A Case of Mistaken Identity

The wrong book

The wrong book

Technology saved me as I attempt to live on our sail boat.  I've taken to reading books online through my Kindle App on my iPad.  Not only does this method eliminate the lugging and storage of books, but I can also read in the dark with no night-light, and I can increase the font size when my tired eyes give way to the fuzzies at the end of the day.  

The pièce de résistance is the website, Bookpub.com,  with its email newsletter that offers me 6 to 8 books at extremely discounted prices (say, free to 2.99) every morning to ponder over as I drink my sacred coffee while sitting in the cockpit. The offers fit my selection criteria that I set up when I registered.  Now, the books by well-known not as well-known authors, all highly recommended by critics and fans alike (or at least its seems that way).

In the past nine months I've read over 50 books.  It's a perfect strategy to keep reading while living aboard and sailing.  I can download them and be internet free away from the dock. Perfect you say?  That's what I thought.  If I didn't like a book I could just erase it without losing more than a dollar or two of investment and having to leave the book on the marina shelf in the laundry room.

However, beware of user error.  I had just finished Pat Conroy's memoir of his time teaching on an island off Hilton Head, The Water is Wide, and was basking in his lyrical, yet direct language that is heart rendering and animatedly comic simultaneously, when I scanned the offerings for what I thought was my next good read.  There it was, A Book of Bees, a book of the Ozarks, rated a 4.5 in "good reads".  Zip-zap -- I downloaded it and dove into the first chapter, ready to be captivated as I'd heard several good friends rave about the "bee book" several months ago.

But, after 50 pages I was completely bogged down. I was learning more about bee keeping that I ever wanted to know and the plot consisted of the author primly instructing on the making, maintaining and moving of bees and hives over the seasons in rural Arkansas when she wasn't drinking coffee and chatting about the weather and bee problems with insecticides with local farmers.

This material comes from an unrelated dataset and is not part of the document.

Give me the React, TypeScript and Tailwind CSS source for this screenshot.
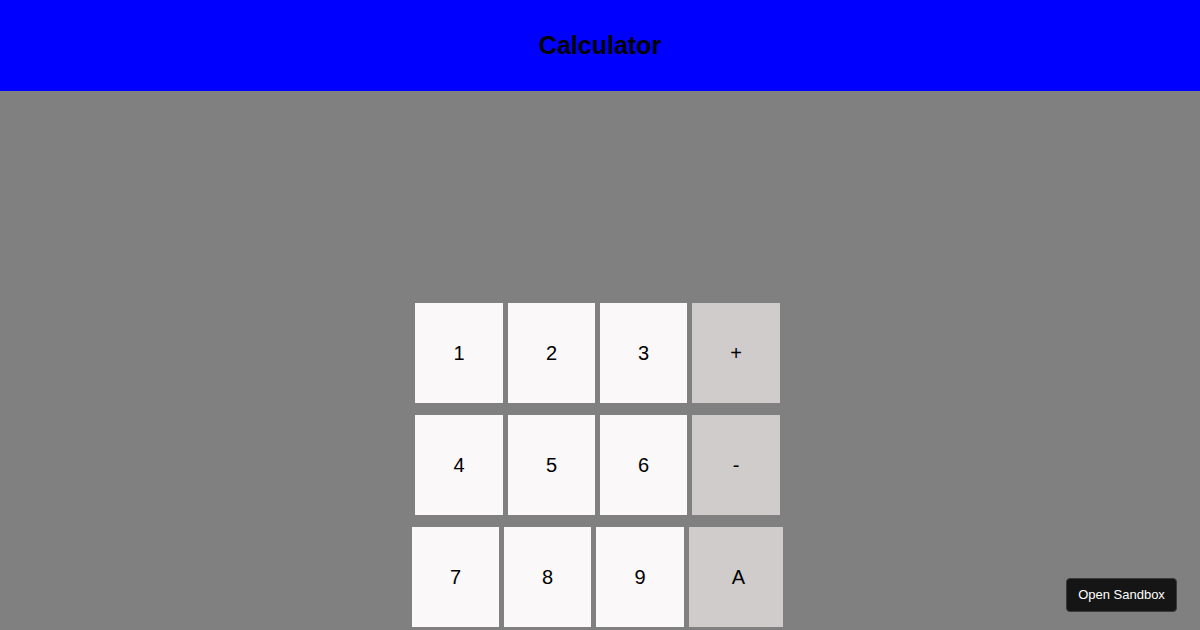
const rows: { label: string; w: string; op?: boolean; pad?: string }[][] = [
  [
    { label: "1", w: "w-[88px]" },
    { label: "2", w: "w-[87px]" },
    { label: "3", w: "w-[87px]" },
    { label: "+", w: "w-[88px]", op: true },
  ],
  [
    { label: "4", w: "w-[88px]" },
    { label: "5", w: "w-[87px]" },
    { label: "6", w: "w-[87px]" },
    { label: "-", w: "w-[88px]", op: true },
  ],
  [
    { label: "7", w: "w-[87px]" },
    { label: "8", w: "w-[87px]" },
    { label: "9", w: "w-[88px]" },
    { label: "A", w: "w-[94px]", op: true, pad: "pl-[5px]" },
  ],
];

export default function App() {
  return (
    <div className="relative h-[630px] overflow-hidden bg-[#808080] font-['Liberation_Sans',Arial,sans-serif]">
      <header className="flex h-[91px] items-center justify-center bg-[#0000ff]">
        <h1 className="text-[25px] font-bold text-black">Calculator</h1>
      </header>

      {/* display area (empty) */}
      <div className="h-[212px]" />

      <div className="flex flex-col items-center gap-[12px] pr-[5px]">
        {rows.map((row, i) => (
          <div key={i} className="flex gap-[5px]">
            {row.map(b => (
              <button
                key={b.label}
                className={`${b.w} ${b.pad ?? ""} h-[100px] text-[20px] text-black ${b.op ? "bg-[#d0cccb]" : "bg-[#faf8f8]"}`}
              >
                {b.label}
              </button>
            ))}
          </div>
        ))}
      </div>

      <button className="absolute left-[1066px] top-[578px] h-[34px] w-[111px] rounded-[4px] border border-[#3a3a3a] bg-[#151515] text-[13px] text-white">
        Open Sandbox
      </button>
    </div>
  );
}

This "bee book" troubled me because I am a die-hard southern writer fan.  Give me a book by Pat Conroy, Truman Capote, William Faulkner, Patricia Cornwall, Zora Neal Hurston, Cormac McCarthy, Flannery O'Connor, William Styron, Anne Tyler, Alice Walker, Robert Penn Warren, Eudora Welty, Thomas Wolfe, or Toni Morrison (to name a few) and I'll stay up into the wee morning hours whether I'm laughing, crying, puzzled by the mystery or angered about what I'm reading.  It's all about the language, the flow, the pace and the way their words paint pictures within the action that capture my imagination.  Maybe, it's because by reading these books I feel reconnected to my early years living in a white clapboard two-story farm-house with a red tin roof outside Decatur, Alabama.  A share cropper family's farm was on one side, tall pine woods were down the hill from the front yard, and a cotton field with a deteriorated slave cabin butting up against it was behind us.  The heat, the smells, walking in the field with my little red wagon picking cotton, the dirt road leading up to the house and my segregated grammar school with its segregated outhouses jump out of my memory.

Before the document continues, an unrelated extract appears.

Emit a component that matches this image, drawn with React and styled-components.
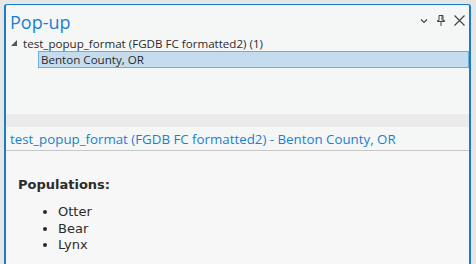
import React from 'react';
import styled, { createGlobalStyle } from 'styled-components';

const GlobalStyle = createGlobalStyle`
  html, body {
    margin: 0;
    padding: 0;
    background: #e6e6e6;
  }
  body {
    font-family: 'Open Sans', 'Noto Sans', sans-serif;
  }
`;

const Panel = styled.div`
  margin: 4px 0 0 4px;
  width: 463px;
  height: 260px;
  border: 2px solid #1a7bcb;
  border-top-width: 1px;
  border-bottom: none;
  border-radius: 3px 3px 0 0;
  background: #f5f7f7;
  display: flex;
  flex-direction: column;
  overflow: hidden;
`;

const TitleBar = styled.div`
  height: 31px;
  display: flex;
  align-items: center;
  justify-content: space-between;
  padding: 0 4px 0 4px;
`;

const Title = styled.div`
  font-size: 18px;
  color: #1b7fcf;
  margin-top: 2px;
`;

const Tools = styled.div`
  display: flex;
  align-items: center;
  gap: 8px;
`;

const ToolButton = styled.span`
  width: ${(p) => p.$w || 12}px;
  height: 14px;
  display: flex;
  align-items: center;
  justify-content: center;
`;

const Tree = styled.div`
  height: 77px;
  padding-top: 1px;
`;

const LayerRow = styled.div`
  display: flex;
  align-items: center;
  height: 12px;
  font-size: 11.6px;
  color: #2b2b2b;
  padding-left: 5px;
  gap: 6px;
`;

const FeatureRow = styled.div`
  margin: 2px 0 0 32px;
  height: 15px;
  background: #c5dcef;
  border: 1px solid #6aaee0;
  font-size: 11.6px;
  color: #2b2b2b;
  line-height: 15px;
  padding-left: 2px;
`;

const Divider = styled.div`
  height: 13px;
  background: #ebebeb;
`;

const FeatureTitle = styled.div`
  height: 23px;
  line-height: 24px;
  padding-left: 4px;
  font-size: 13.3px;
  color: #1b7fcf;
  border-bottom: 1px solid #c6c6c6;
`;

const Content = styled.div`
  flex: 1;
  background: #f7f7f7;
  padding: 26px 0 0 12px;
  font-family: 'DejaVu Sans', Verdana, sans-serif;
  font-size: 13px;
  color: #2b2b2b;
`;

const Heading = styled.div`
  font-weight: bold;
`;

const List = styled.ul`
  margin: 12px 0 0;
  padding-left: 40px;
  line-height: 16.7px;
`;

export default function App() {
  return (
    <>
      <GlobalStyle />
      <Panel>
        <TitleBar>
          <Title>Pop-up</Title>
          <Tools>
            <ToolButton $w={9}>
              <svg width="8" height="6" viewBox="0 0 8 6">
                <path d="M1 1.5 L4 4.5 L7 1.5" fill="none" stroke="#444" strokeWidth="1.2" />
              </svg>
            </ToolButton>
            <ToolButton $w={9}>
              <svg width="8" height="11" viewBox="0 0 8 11">
                <path d="M2 0.5 H6 V5.5 H7.5 V6.5 H0.5 V5.5 H2 Z" fill="none" stroke="#444" strokeWidth="1" />
                <path d="M5 1 V5.5" stroke="#444" strokeWidth="1" />
                <path d="M4 6.5 V11" stroke="#444" strokeWidth="1" />
              </svg>
            </ToolButton>
            <ToolButton $w={12}>
              <svg width="11" height="11" viewBox="0 0 11 11">
                <path d="M0.5 0.5 L10.5 10.5 M10.5 0.5 L0.5 10.5" stroke="#444" strokeWidth="1.2" />
              </svg>
            </ToolButton>
          </Tools>
        </TitleBar>
        <Tree>
          <LayerRow>
            <svg width="6" height="6" viewBox="0 0 6 6">
              <path d="M6 0 V6 H0 Z" fill="#555" />
            </svg>
            test_popup_format (FGDB FC formatted2) (1)
          </LayerRow>
          <FeatureRow>Benton County, OR</FeatureRow>
        </Tree>
        <Divider />
        <FeatureTitle>test_popup_format (FGDB FC formatted2) - Benton County, OR</FeatureTitle>
        <Content>
          <Heading>Populations:</Heading>
          <List>
            <li>Otter</li>
            <li>Bear</li>
            <li>Lynx</li>
          </List>
        </Content>
      </Panel>
    </>
  );
}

But I digress.  This story is about user error. Fast forward to yesterday.  We're on a lazy light wind sail with plenty of time to chat unlike the pressured excitement of big winds.  I complained, "I want to stop reading this book about bees, but my dad always told me to finish what I start.  I was nearly up all night once because the veggies on my plate and I were at war and my dad took the veggies side.  I lost,"  I told the group. "You're a big girl now Dorine, and your dad is long gone.  I think you can stop reading that book. I think will be okay," said someone.

"Yes, but he's still living in my head,"  I replied and my friend agreed that voices were in her head as well.  We laughed, hoping her voices were nicer than the ones I heard.

"Well, I saw the movie and like it, so maybe it'll be worth keeping going," recommended another friend.  With that, it was time to tack so our sailing direction and the conversation changed.

The next day, determined to find out why I was not interested in this memoir while others thought it was so good that a movie about it was made, I dove back into the internet to quickly to discover that I had down loaded the wrong book.  What I had wanted to read was the Secret Life of Bees,  a novel about a young girl, haunted by memories of her late mother and abused by her father, who runs away with her friend and caregiver to the South Carolina town that holds the key to her mother's past. Once again, I had leaped before I looked, or as my husband and daughter contend, I didn't listen -- not only to them, but also to myself by rushing to buy before taking a few minutes to make sure I had the right item.

I just deleted my bee book, still half unread.  Like the veggies, I just didn't like it. Forgive me Dad, wherever you are.